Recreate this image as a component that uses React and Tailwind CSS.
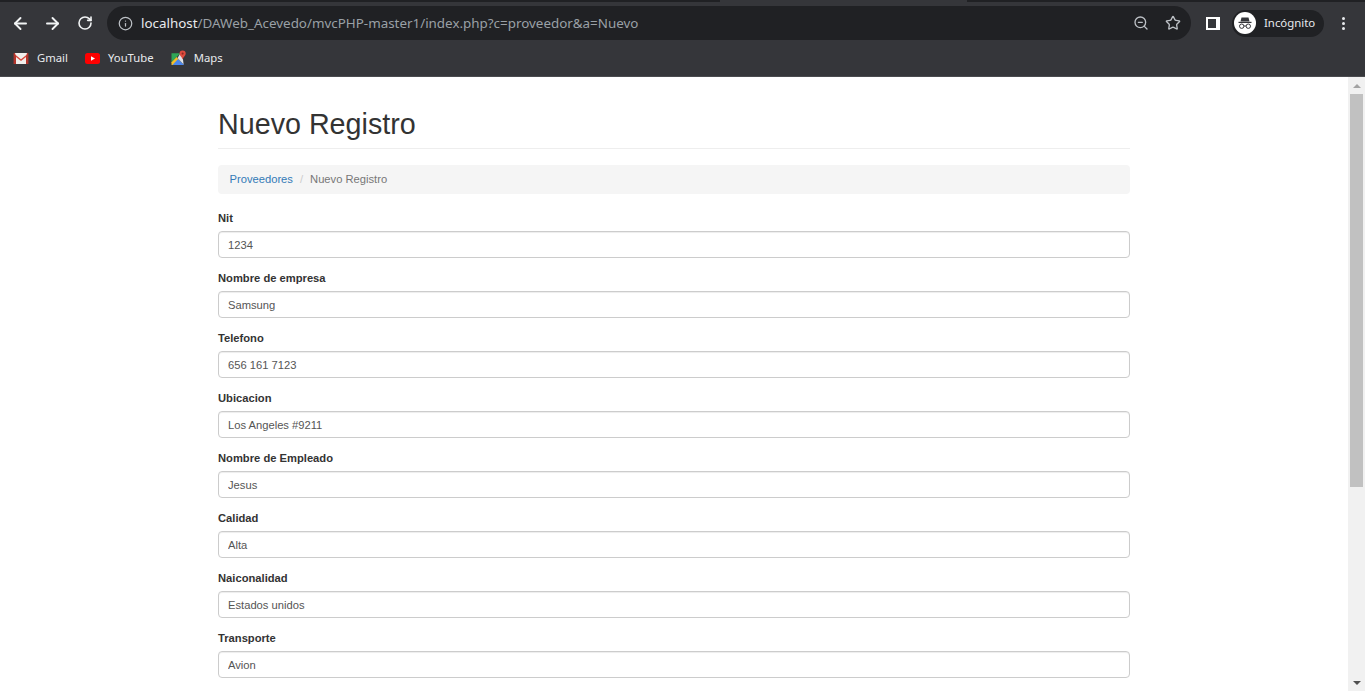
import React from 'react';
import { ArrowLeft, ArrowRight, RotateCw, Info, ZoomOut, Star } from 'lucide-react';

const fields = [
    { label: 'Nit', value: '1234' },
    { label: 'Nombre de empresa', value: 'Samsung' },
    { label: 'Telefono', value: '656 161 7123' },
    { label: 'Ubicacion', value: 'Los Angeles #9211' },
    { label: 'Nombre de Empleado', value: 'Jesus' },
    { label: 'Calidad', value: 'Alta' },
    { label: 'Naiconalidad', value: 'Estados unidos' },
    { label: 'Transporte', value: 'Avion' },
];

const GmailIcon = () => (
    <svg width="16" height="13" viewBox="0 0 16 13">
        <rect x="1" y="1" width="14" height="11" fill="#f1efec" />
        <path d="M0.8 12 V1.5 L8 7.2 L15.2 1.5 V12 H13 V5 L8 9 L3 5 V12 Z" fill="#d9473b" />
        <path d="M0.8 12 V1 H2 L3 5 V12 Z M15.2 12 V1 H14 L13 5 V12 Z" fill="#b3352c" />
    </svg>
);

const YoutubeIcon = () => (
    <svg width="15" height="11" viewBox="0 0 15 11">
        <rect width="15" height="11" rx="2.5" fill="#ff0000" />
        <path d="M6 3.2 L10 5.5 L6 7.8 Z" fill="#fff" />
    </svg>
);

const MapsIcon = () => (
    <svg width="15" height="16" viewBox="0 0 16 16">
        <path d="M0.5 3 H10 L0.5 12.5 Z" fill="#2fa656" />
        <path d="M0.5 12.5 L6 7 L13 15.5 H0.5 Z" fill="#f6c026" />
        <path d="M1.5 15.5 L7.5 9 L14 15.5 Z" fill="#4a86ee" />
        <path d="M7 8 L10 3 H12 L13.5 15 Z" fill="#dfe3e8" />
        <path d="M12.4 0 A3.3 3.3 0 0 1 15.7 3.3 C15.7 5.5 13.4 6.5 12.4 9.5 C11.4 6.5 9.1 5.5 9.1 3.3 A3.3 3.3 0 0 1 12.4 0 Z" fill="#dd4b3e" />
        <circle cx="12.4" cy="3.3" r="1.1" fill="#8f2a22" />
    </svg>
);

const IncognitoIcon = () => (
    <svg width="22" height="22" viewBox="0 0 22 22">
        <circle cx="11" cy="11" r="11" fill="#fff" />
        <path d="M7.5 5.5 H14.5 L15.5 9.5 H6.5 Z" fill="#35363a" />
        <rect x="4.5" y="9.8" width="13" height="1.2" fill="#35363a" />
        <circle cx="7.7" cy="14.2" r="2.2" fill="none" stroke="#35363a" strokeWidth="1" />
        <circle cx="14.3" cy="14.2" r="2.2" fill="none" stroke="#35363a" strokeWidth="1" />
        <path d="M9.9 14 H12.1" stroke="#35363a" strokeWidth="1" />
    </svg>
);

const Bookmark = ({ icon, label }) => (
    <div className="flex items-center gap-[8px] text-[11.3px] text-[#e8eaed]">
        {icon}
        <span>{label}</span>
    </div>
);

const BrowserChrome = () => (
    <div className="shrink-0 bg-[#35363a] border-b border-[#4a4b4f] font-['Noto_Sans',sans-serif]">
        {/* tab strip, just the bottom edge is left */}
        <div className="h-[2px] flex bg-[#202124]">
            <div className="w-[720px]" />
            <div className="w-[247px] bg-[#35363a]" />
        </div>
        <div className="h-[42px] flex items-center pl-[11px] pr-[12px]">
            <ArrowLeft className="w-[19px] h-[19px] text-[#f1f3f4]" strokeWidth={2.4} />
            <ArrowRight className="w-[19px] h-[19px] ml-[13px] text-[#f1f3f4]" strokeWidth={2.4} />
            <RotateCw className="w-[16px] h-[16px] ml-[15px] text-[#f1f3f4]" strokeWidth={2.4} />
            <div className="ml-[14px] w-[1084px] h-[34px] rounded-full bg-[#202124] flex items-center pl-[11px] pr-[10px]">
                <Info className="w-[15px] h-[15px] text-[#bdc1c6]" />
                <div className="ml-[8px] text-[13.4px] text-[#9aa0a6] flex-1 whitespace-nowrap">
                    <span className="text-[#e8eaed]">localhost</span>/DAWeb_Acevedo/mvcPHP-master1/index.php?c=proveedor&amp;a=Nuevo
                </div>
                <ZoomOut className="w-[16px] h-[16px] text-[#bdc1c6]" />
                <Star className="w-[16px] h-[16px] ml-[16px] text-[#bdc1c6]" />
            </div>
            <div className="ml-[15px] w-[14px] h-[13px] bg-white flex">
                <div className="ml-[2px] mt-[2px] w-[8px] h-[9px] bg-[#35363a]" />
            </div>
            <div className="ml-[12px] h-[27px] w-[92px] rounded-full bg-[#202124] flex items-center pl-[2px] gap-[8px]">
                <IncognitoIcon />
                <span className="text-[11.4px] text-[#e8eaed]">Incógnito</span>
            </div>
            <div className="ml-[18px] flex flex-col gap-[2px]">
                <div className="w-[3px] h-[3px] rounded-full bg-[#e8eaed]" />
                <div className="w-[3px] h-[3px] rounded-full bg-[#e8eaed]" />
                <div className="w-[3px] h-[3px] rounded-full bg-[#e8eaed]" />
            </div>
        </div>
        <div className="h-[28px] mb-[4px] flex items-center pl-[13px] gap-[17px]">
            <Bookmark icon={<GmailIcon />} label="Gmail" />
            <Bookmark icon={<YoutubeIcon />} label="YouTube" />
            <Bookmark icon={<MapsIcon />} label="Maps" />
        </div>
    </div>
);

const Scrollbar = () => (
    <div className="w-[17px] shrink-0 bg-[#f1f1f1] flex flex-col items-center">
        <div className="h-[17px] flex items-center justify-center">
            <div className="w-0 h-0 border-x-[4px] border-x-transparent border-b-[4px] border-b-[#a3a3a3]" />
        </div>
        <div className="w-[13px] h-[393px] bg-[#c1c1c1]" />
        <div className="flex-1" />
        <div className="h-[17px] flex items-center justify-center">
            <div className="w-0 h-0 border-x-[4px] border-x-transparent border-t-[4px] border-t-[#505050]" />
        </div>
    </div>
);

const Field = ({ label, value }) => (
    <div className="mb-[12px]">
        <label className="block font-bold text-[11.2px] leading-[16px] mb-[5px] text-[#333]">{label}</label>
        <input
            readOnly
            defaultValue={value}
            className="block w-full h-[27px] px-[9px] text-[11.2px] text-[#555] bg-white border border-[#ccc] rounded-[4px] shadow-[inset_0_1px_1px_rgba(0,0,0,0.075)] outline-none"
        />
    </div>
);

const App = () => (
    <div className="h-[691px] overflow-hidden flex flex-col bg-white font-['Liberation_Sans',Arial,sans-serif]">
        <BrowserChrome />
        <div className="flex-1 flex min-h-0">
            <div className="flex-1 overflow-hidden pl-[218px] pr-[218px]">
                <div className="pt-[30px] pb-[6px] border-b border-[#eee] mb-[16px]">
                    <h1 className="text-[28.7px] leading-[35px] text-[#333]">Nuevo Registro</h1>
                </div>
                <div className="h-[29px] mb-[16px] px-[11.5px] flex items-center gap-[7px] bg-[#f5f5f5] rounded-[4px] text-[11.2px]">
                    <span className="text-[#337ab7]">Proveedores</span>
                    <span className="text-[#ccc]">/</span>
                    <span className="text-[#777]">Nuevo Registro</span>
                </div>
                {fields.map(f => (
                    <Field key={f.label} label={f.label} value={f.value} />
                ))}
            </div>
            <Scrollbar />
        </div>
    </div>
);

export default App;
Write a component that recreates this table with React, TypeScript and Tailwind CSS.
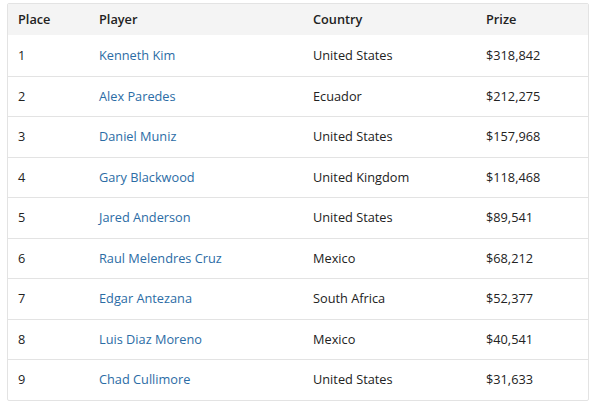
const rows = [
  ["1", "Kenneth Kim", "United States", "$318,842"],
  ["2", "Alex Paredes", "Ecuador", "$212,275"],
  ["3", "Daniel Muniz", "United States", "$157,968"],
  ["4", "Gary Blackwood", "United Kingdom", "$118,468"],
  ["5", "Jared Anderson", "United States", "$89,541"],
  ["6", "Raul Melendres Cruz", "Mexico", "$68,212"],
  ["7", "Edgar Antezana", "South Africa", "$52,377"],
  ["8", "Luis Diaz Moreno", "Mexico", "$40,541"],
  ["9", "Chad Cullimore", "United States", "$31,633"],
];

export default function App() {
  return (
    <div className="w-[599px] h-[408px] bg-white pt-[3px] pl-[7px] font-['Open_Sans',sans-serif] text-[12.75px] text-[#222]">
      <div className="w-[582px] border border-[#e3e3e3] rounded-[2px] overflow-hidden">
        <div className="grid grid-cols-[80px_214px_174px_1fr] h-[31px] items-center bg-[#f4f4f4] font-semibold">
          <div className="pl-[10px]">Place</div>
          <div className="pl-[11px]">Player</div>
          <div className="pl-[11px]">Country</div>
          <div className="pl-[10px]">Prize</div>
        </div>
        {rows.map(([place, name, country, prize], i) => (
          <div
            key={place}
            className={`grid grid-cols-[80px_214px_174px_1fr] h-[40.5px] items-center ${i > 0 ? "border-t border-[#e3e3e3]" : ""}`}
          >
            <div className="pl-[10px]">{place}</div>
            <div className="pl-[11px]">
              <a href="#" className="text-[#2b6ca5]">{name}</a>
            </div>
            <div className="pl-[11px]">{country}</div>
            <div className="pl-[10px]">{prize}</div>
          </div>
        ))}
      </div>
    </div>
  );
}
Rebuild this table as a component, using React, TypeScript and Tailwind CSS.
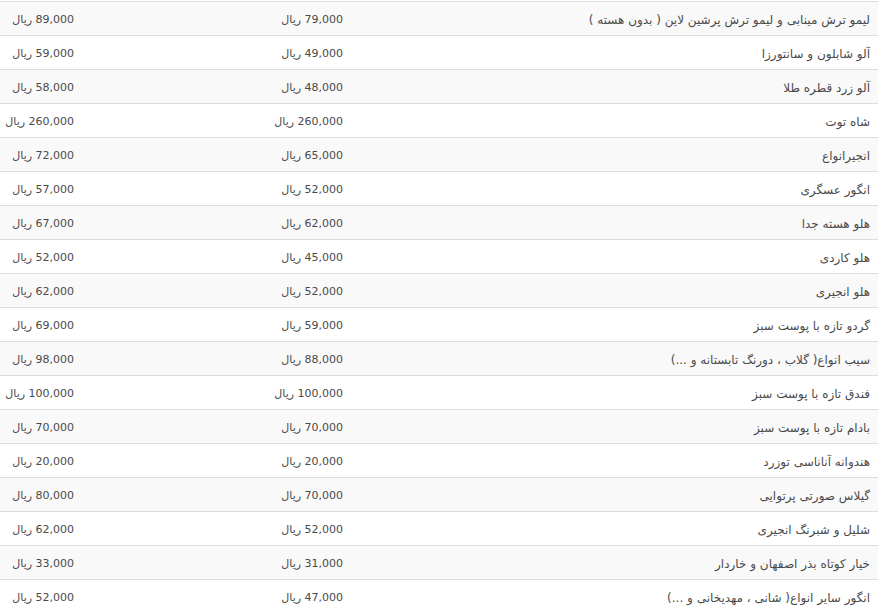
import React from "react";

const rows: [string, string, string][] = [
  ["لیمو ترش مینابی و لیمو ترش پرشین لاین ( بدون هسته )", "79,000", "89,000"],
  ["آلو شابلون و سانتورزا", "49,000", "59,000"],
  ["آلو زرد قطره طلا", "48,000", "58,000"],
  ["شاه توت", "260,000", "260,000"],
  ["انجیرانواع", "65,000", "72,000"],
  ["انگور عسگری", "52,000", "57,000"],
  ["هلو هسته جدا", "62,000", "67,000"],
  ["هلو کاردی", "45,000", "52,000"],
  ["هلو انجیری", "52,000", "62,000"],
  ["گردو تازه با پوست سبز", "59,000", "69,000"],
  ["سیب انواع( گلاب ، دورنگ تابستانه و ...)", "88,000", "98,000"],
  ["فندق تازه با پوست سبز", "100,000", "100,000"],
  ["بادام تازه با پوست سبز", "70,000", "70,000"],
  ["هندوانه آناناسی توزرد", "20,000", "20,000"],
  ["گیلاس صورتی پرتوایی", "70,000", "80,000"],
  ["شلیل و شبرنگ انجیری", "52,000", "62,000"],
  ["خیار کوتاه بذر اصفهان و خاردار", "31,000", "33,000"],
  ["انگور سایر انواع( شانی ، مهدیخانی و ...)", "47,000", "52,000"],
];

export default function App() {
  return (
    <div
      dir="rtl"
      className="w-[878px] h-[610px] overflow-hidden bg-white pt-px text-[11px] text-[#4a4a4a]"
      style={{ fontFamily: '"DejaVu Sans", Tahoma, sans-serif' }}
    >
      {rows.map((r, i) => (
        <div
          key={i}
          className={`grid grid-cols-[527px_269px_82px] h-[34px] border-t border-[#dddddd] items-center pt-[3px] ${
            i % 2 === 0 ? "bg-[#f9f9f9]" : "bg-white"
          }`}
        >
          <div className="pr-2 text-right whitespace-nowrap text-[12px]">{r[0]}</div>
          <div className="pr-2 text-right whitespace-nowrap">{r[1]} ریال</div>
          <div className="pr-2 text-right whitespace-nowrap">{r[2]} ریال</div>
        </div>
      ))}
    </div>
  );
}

◆ ◆ ◆

Without the pictures, return the listing above from its first line through the line that has "Info, ZoomOut, Star".

== Task output ==
Recreate this image as a component that uses React and Tailwind CSS.
import React from 'react';
import { ArrowLeft, ArrowRight, RotateCw, Info, ZoomOut, Star } from 'lucide-react';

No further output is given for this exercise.